O cineasta francês François Ozon conseguiu deixar em sua
filmografia uma marca autoral marcada pelo insólito – sua assinatura artística
é marcada por uma síntese/pastiche de elementos narrativos de melodrama,
suspense e musical, por vezes alternando tais gêneros, em outros momentos
juntando-os na mesma obra. Em meio a altos e baixos em sua trajetória fílmica,
em “O amante duplo” (2017) ele atinge o seu pico criativo dentro de suas
particulares concepções narrativas-estéticas. Há algo na obra que evoca uma
junção alucinada entre o barroquismo de Brian De Palma e as atmosferas mórbidas
de David Cronenberg. Tais referências não são disparatadas. Ozon abusa de
truques formais (fusões de imagens, jogos de espelhos, split camera, trucagens
digitais), relacionando tais efeitos imagéticos a uma ambientação que oscila
entre a realidade e o delírio de maneira vertiginosa. Nesse sentido, o
sensorialismo do filme é desconcertante para o espectador. A impressão
constante é de uma narrativa pontuada por vários despertares de um sonho ruim
em que logo depois se descobre que apenas se entrou em um novo pesadelo. Mesmo
as sequências eróticas, de forte expressão gráfica, são contaminadas por um tom
doentio e onírico, como se o sensual e o patológico estivessem irmanados sem o
menor constrangimento.
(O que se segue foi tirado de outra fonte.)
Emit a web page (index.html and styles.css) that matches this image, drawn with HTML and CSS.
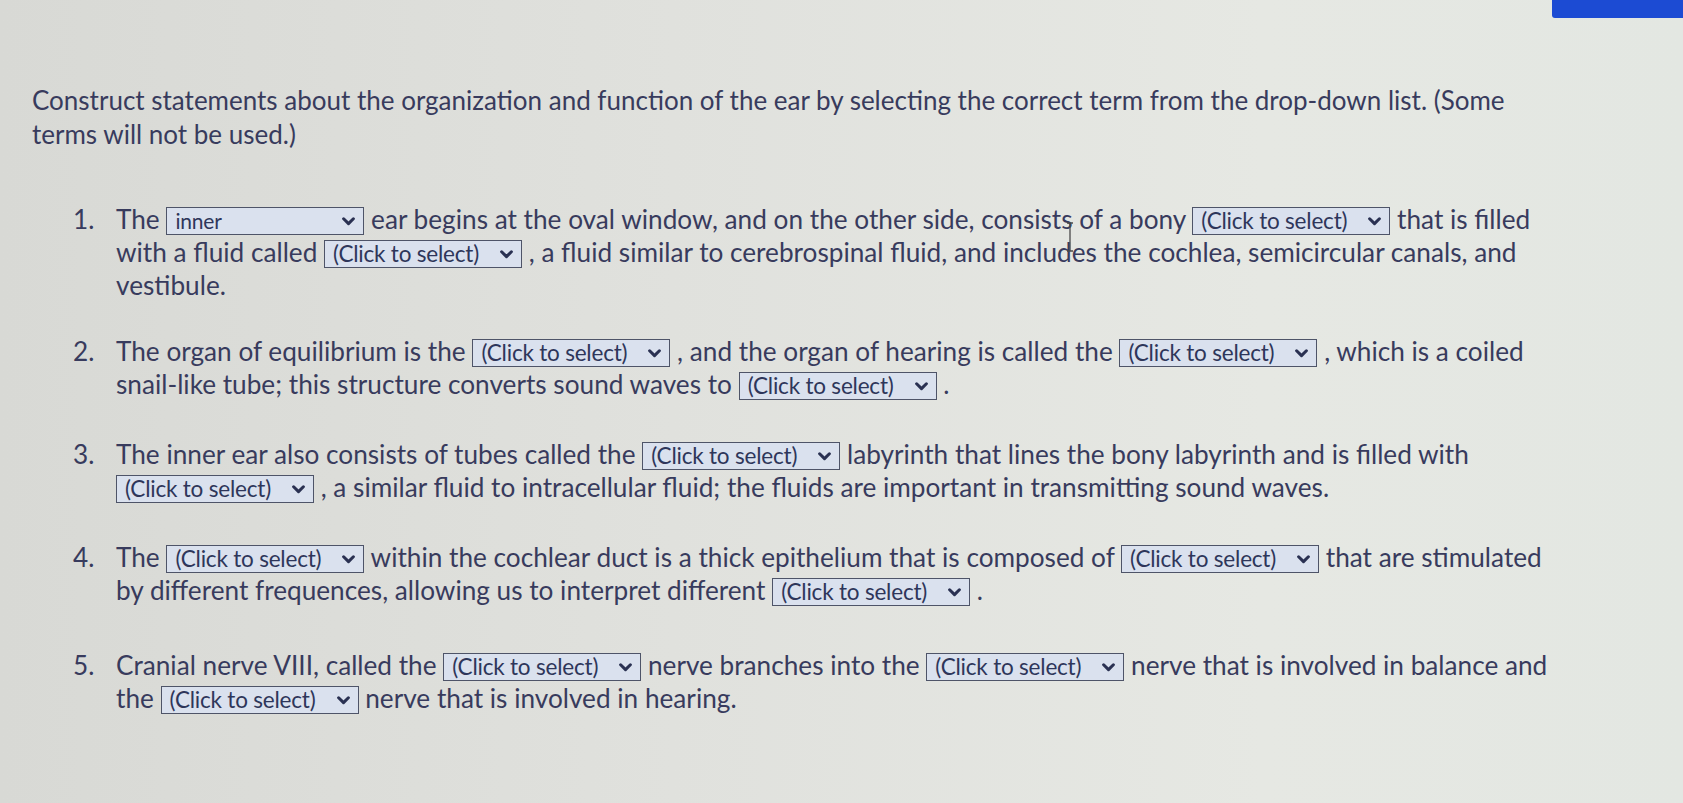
FILE: index.html
```html
<!DOCTYPE html>
<html lang="en">
<head>
<meta charset="utf-8">
<title>Ear organization</title>
<link rel="stylesheet" href="styles.css">
</head>
<body>
<div class="topbar"><div class="topbtn"></div></div>
<main class="content">
  <p class="intro">Construct statements about the organization and function of the ear by selecting the correct term from the drop-down list. (Some terms will not be used.)</p>
  <ol class="items">
    <li class="item"><span class="num">1.</span><div class="txt">The <span class="dd dd-inner"><span class="dd-label">inner</span><svg class="chev" viewBox="0 0 12 8"><path d="M1.5 1.5 L6 6 L10.5 1.5"/></svg></span> ear begins at the oval window, and on the other side, consists of a bony <span class="dd"><span class="dd-label">(Click to select)</span><svg class="chev" viewBox="0 0 12 8"><path d="M1.5 1.5 L6 6 L10.5 1.5"/></svg></span> that is filled with a fluid called <span class="dd"><span class="dd-label">(Click to select)</span><svg class="chev" viewBox="0 0 12 8"><path d="M1.5 1.5 L6 6 L10.5 1.5"/></svg></span> , a fluid similar to cerebrospinal fluid, and inclu<span class="cursor-wrap">d<svg class="ibeam" viewBox="0 0 8 30"><path d="M1 1 H7 M4 1 V29 M1 29 H7"/></svg></span>es the cochlea, semicircular canals, and vestibule.</div></li>
    <li class="item"><span class="num">2.</span><div class="txt">The organ of equilibrium is the <span class="dd"><span class="dd-label">(Click to select)</span><svg class="chev" viewBox="0 0 12 8"><path d="M1.5 1.5 L6 6 L10.5 1.5"/></svg></span> , and the organ of hearing is called the <span class="dd"><span class="dd-label">(Click to select)</span><svg class="chev" viewBox="0 0 12 8"><path d="M1.5 1.5 L6 6 L10.5 1.5"/></svg></span> , which is a coiled snail-like tube; this structure converts sound waves to <span class="dd"><span class="dd-label">(Click to select)</span><svg class="chev" viewBox="0 0 12 8"><path d="M1.5 1.5 L6 6 L10.5 1.5"/></svg></span> .</div></li>
    <li class="item"><span class="num">3.</span><div class="txt">The inner ear also consists of tubes called the <span class="dd"><span class="dd-label">(Click to select)</span><svg class="chev" viewBox="0 0 12 8"><path d="M1.5 1.5 L6 6 L10.5 1.5"/></svg></span> labyrinth that lines the bony labyrinth and is filled with <span class="dd"><span class="dd-label">(Click to select)</span><svg class="chev" viewBox="0 0 12 8"><path d="M1.5 1.5 L6 6 L10.5 1.5"/></svg></span> , a similar fluid to intracellular fluid; the fluids are important in transmitting sound waves.</div></li>
    <li class="item"><span class="num">4.</span><div class="txt">The <span class="dd"><span class="dd-label">(Click to select)</span><svg class="chev" viewBox="0 0 12 8"><path d="M1.5 1.5 L6 6 L10.5 1.5"/></svg></span> within the cochlear duct is a thick epithelium that is composed of <span class="dd"><span class="dd-label">(Click to select)</span><svg class="chev" viewBox="0 0 12 8"><path d="M1.5 1.5 L6 6 L10.5 1.5"/></svg></span> that are stimulated by different frequences, allowing us to interpret different <span class="dd"><span class="dd-label">(Click to select)</span><svg class="chev" viewBox="0 0 12 8"><path d="M1.5 1.5 L6 6 L10.5 1.5"/></svg></span> .</div></li>
    <li class="item item-last"><span class="num">5.</span><div class="txt">Cranial nerve VIII, called the <span class="dd"><span class="dd-label">(Click to select)</span><svg class="chev" viewBox="0 0 12 8"><path d="M1.5 1.5 L6 6 L10.5 1.5"/></svg></span> nerve branches into the <span class="dd"><span class="dd-label">(Click to select)</span><svg class="chev" viewBox="0 0 12 8"><path d="M1.5 1.5 L6 6 L10.5 1.5"/></svg></span> nerve that is involved in balance and the <span class="dd"><span class="dd-label">(Click to select)</span><svg class="chev" viewBox="0 0 12 8"><path d="M1.5 1.5 L6 6 L10.5 1.5"/></svg></span> nerve that is involved in hearing.</div></li>
  </ol>
</main>
</body>
</html>
```

FILE: styles.css
```css
html, body {
  margin: 0;
  padding: 0;
}
body {
  width: 1683px;
  height: 803px;
  overflow: hidden;
  background: linear-gradient(90deg, #d8d9d5 0%, #e0e1dd 40%, #e6e8e3 75%, #e3e7e2 100%);
  font-family: Lato, "Open Sans", "Liberation Sans", sans-serif;
  color: #383b5d;
}
.topbar {
  display: flex;
  justify-content: flex-end;
  height: 18px;
}
.topbtn {
  width: 131px;
  height: 18px;
  background: #1c4bd3;
  border-bottom-left-radius: 3px;
}
.content {
  width: 1526px;
  padding: 65px 0 0 32px;
}
.intro {
  margin: 0;
  font-size: 26px;
  line-height: 34px;
}
.items {
  list-style: none;
  margin: 52px 0 0 0;
  padding: 0;
}
.item {
  display: flex;
  font-size: 26.2px;
  line-height: 33px;
  margin-bottom: 37px;
}
.item:first-child {
  margin-bottom: 33px;
}
.item:nth-child(4) {
  margin-bottom: 42px;
}
.num {
  flex: 0 0 84px;
  box-sizing: border-box;
  padding-left: 41px;
}
.txt {
  flex: 1 1 auto;
}
.dd {
  display: inline-flex;
  align-items: center;
  justify-content: space-between;
  box-sizing: border-box;
  width: 198px;
  height: 28px;
  padding: 0 8px 0 8px;
  background: #dae1ee;
  border: 1px solid #4e5468;
  font-size: 22.5px;
  line-height: 26px;
  color: #2e365a;
}
.dd-inner .dd-label {
  font-size: 21px;
}
.dd-label {
  white-space: nowrap;
  letter-spacing: -0.2px;
}
.chev {
  width: 13px;
  height: 9px;
  fill: none;
  stroke: #2a3152;
  stroke-width: 2.8;
  stroke-linecap: round;
  stroke-linejoin: round;
}
.cursor-wrap {
  position: relative;
}
.ibeam {
  position: absolute;
  left: 9px;
  top: -14px;
  width: 8px;
  height: 30px;
  fill: none;
  stroke: #4a4a4a;
  stroke-width: 1.3;
}
```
Nessa formatação artística, um roteiro repleto de
chavões básicos do suspense em termos de viradas de trama e soluções temáticas
acaba ganhando uma dimensão existencial de tensão perturbadora e profundidade
psicológica atordoante. O desempenho do elenco principal está em perfeita
sintonia com esse espírito alucinado de “O amante duplo”, com Marine Vacth e
Jérémie Renier entregando composições dramáticas carregadas de ambiguidades e
violentas variações de expressões e gestuais.